Copy out every line of the records where the string "components" occurs.

** Material to process **

====================

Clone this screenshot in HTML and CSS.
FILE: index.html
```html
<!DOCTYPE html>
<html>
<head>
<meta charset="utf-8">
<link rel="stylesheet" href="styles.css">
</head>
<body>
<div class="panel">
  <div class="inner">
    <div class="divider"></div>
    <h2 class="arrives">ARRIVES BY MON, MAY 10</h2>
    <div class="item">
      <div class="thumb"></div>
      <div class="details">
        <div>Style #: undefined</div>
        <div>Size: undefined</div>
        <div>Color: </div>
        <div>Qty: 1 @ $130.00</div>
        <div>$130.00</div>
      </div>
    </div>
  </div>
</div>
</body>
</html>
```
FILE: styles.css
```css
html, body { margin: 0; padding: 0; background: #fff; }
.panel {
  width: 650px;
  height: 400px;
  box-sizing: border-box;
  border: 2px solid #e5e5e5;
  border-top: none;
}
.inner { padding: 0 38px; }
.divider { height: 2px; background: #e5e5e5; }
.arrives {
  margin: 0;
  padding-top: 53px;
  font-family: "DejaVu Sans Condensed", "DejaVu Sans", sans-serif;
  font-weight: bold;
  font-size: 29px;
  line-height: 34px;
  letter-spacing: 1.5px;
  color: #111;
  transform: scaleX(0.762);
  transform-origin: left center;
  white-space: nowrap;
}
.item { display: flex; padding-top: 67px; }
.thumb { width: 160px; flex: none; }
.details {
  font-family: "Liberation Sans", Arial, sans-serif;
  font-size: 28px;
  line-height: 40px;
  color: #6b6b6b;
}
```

====================

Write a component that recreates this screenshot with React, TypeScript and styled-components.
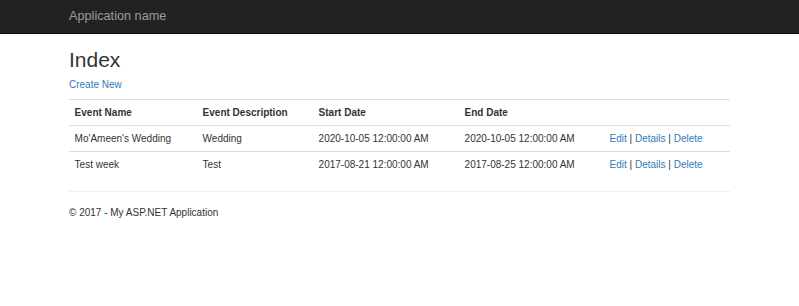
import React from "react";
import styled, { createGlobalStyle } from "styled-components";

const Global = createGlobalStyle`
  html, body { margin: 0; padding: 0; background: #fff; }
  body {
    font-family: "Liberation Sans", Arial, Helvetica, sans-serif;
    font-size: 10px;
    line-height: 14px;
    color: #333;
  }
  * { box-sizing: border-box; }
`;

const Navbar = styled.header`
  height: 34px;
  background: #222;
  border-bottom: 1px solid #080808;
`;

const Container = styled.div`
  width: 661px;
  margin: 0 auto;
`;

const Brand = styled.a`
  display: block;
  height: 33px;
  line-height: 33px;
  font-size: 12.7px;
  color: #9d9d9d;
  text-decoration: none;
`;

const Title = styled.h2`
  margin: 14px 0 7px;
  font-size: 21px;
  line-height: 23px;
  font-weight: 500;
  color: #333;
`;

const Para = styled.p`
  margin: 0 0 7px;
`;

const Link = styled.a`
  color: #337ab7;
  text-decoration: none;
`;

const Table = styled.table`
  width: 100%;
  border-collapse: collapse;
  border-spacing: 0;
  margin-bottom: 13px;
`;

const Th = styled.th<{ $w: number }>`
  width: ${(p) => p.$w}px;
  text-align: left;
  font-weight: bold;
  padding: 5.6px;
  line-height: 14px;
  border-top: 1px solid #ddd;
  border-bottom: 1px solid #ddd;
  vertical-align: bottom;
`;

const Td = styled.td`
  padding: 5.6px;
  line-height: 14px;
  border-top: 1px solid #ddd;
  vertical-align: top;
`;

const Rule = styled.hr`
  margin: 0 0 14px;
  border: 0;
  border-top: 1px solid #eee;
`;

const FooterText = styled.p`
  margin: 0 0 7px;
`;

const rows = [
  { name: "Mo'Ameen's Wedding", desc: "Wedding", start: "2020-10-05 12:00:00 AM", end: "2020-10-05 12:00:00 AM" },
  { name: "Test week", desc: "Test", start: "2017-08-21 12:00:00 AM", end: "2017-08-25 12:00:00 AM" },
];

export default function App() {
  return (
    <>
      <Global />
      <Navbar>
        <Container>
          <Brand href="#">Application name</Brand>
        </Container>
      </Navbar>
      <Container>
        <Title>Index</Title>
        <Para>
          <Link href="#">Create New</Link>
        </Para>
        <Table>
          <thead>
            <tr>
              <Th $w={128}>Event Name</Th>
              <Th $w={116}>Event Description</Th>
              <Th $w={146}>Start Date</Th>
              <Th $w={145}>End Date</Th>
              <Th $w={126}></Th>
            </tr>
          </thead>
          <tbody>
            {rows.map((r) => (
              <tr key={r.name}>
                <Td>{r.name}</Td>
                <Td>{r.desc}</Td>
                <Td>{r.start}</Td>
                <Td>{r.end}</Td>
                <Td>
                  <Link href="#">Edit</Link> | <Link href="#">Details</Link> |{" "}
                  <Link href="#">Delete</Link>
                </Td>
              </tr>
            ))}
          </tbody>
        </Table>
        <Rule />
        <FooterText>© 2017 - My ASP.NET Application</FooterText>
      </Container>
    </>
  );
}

====================

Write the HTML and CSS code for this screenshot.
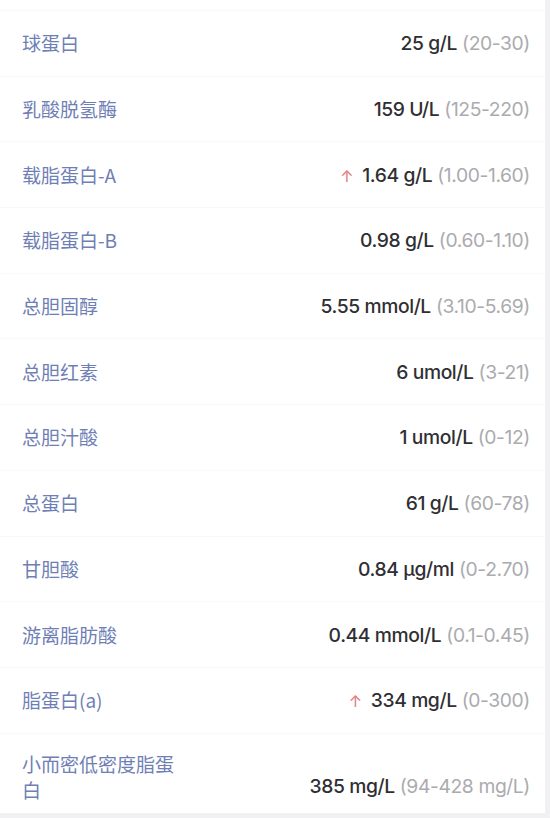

====================

** Right answer **
Write a component that recreates this screenshot with React, TypeScript and styled-components.
import styled, { createGlobalStyle } from "styled-components";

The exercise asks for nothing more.